Specimen Types: Suitable for Both Book and Display Printing. Issued by Jarrold & Sons Limited, The Empire Press, Norwich & London. Hardcover book published by Jarrold & Sons (no date,probably 1940s or 1950s), approx 39 pages with examples of type (fonts etc) in black and red and with a few tipped in colour illustrations.
“This little book is intended to supplant the vast and bulky portfolio of 'specimens' that so many printers are forced to carry around with them; and to give in the space of a few pages a synopsis of the more important types stocked by Messrs. Jarrold & Sons Ltd., and some idea of the manner in which these types can be handled. The frontispiece and illustrations at the end of the book show the various subsidiary processes which can be handled at Norwich—colour, half-tone, offset, and so on.”

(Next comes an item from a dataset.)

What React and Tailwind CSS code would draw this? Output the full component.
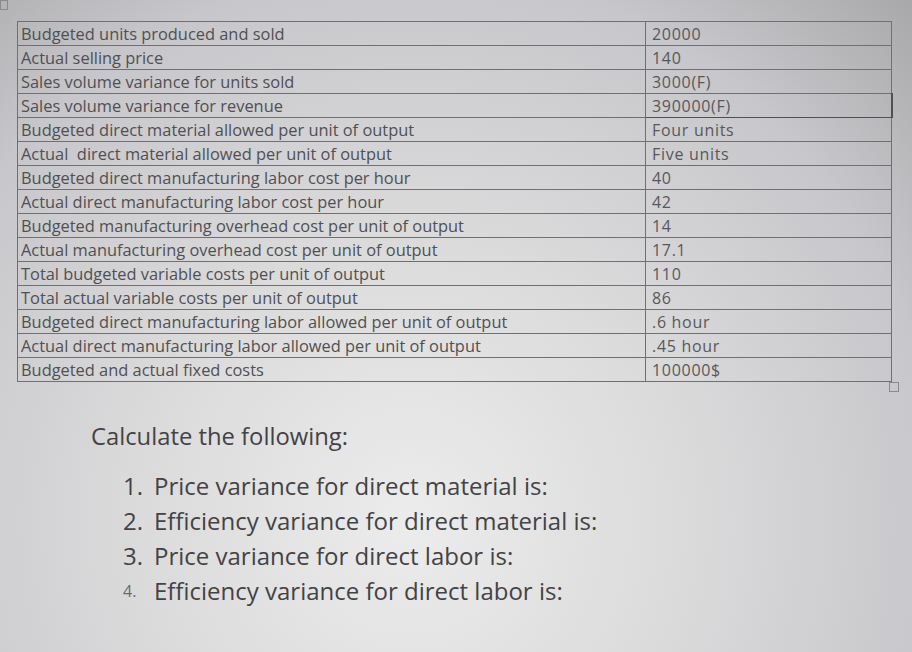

Before the computer and way before the interwebs, people would look at hard copy printed examples of fonts/type. Yep, it's hard to believe that there was once a need for a book of type such as this, but there was. This was an era when there was no font option in a box at the top of a computer screen and there were no font websites where you could download as many crazy fonts as your hard drive could store. It was a different world back then and printers (… these were people who printed things) would actually print examples to demonstrate their fonty dexterity.

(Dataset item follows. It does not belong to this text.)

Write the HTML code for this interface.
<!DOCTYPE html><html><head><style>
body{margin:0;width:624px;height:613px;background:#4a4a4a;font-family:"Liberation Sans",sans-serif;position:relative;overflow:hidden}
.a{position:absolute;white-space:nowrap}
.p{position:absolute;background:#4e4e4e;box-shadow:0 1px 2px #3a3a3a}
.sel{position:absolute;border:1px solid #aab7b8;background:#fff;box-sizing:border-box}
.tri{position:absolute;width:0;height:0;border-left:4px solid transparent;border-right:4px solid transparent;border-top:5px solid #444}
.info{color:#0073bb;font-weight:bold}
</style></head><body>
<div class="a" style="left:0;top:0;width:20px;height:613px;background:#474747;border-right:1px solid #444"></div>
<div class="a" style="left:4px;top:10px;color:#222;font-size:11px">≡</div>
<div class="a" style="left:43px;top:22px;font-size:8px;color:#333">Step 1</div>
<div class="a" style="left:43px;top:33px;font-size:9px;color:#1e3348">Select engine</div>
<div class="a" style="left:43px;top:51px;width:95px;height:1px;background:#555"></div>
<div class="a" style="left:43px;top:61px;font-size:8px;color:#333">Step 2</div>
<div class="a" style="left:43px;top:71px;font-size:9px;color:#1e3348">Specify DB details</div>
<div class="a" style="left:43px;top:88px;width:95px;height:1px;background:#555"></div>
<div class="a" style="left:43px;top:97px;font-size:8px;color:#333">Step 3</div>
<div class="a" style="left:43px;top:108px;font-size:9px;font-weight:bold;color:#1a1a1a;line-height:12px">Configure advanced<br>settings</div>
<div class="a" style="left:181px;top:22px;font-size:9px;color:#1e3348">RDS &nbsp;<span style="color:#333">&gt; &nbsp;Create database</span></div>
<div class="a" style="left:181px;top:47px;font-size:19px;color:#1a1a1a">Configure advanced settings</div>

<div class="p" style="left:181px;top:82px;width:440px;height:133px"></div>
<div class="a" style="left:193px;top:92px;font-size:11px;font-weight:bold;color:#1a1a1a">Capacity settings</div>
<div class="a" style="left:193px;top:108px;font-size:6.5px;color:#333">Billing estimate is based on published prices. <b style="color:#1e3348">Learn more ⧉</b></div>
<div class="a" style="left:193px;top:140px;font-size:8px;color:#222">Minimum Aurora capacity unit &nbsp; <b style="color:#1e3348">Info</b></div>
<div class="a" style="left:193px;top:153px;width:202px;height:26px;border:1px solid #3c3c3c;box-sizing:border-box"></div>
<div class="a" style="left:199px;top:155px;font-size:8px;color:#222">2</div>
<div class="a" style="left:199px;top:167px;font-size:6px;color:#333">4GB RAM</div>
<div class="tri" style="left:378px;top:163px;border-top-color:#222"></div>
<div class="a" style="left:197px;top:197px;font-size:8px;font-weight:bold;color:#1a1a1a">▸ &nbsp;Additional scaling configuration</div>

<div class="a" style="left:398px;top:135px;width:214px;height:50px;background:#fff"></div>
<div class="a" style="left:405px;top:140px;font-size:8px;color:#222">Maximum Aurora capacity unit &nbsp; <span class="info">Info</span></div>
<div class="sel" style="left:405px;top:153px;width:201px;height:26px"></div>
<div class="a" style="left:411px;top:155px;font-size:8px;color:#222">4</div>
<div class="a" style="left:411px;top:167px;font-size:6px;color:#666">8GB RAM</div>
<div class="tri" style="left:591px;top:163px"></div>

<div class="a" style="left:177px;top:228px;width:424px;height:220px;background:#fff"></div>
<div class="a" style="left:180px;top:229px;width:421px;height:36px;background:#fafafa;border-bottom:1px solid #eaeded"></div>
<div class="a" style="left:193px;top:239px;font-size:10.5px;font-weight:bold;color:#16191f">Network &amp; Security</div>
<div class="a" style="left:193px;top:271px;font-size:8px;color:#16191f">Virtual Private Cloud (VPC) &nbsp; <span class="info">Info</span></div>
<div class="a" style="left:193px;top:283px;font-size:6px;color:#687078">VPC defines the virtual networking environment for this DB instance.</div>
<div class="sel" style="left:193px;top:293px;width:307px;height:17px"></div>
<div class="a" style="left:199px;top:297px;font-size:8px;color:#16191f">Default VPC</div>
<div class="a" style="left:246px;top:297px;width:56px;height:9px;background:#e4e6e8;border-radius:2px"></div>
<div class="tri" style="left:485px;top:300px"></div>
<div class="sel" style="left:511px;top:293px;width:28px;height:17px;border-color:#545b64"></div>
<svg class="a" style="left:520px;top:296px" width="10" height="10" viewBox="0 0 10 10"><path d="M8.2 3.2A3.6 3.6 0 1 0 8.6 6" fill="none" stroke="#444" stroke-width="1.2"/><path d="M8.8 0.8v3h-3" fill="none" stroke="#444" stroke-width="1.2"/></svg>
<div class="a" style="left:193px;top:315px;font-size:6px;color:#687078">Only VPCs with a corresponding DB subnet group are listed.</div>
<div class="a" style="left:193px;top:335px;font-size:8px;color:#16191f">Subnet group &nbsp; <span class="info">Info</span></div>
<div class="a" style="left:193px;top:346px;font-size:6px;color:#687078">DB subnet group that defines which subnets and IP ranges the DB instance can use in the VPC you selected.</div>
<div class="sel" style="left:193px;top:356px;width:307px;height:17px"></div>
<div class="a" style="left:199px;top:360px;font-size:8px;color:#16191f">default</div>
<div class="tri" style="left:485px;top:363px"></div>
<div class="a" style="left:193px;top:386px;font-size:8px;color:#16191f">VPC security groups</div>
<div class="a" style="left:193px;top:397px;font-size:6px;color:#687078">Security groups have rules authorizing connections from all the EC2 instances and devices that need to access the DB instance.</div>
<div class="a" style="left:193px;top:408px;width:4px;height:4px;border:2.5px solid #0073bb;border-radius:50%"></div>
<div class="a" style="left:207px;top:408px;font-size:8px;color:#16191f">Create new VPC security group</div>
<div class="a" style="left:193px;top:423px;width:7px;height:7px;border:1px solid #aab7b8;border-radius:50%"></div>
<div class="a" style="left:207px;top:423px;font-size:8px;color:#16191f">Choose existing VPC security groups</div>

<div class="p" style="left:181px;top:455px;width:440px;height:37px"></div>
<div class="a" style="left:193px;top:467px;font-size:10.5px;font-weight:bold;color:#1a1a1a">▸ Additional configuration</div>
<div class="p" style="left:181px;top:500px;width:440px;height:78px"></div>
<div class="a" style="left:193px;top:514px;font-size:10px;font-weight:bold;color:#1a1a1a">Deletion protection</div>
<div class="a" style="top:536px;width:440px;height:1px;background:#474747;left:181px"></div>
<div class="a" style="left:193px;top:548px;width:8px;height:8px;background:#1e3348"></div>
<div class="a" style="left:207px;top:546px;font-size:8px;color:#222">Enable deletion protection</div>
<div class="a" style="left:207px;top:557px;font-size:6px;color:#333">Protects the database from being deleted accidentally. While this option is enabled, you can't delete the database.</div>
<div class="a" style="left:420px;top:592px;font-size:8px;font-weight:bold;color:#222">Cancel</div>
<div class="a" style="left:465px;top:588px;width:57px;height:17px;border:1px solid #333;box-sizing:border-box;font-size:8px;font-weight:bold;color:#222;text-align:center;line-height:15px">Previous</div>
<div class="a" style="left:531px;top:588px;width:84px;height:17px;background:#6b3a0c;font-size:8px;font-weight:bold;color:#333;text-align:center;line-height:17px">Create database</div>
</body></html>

Recently i've found a few of these catalogues (?) and I do like the look and overall ambiance that these pages create. It's sort of like printing on it's best behaviour as generally speaking these specimen catalogues tend to show off a printers outstanding abilities with type, ink, layout and paper. The people at Jarrold & Sons are no exception to this generalisation and they did manage to put out this lovely catalogue.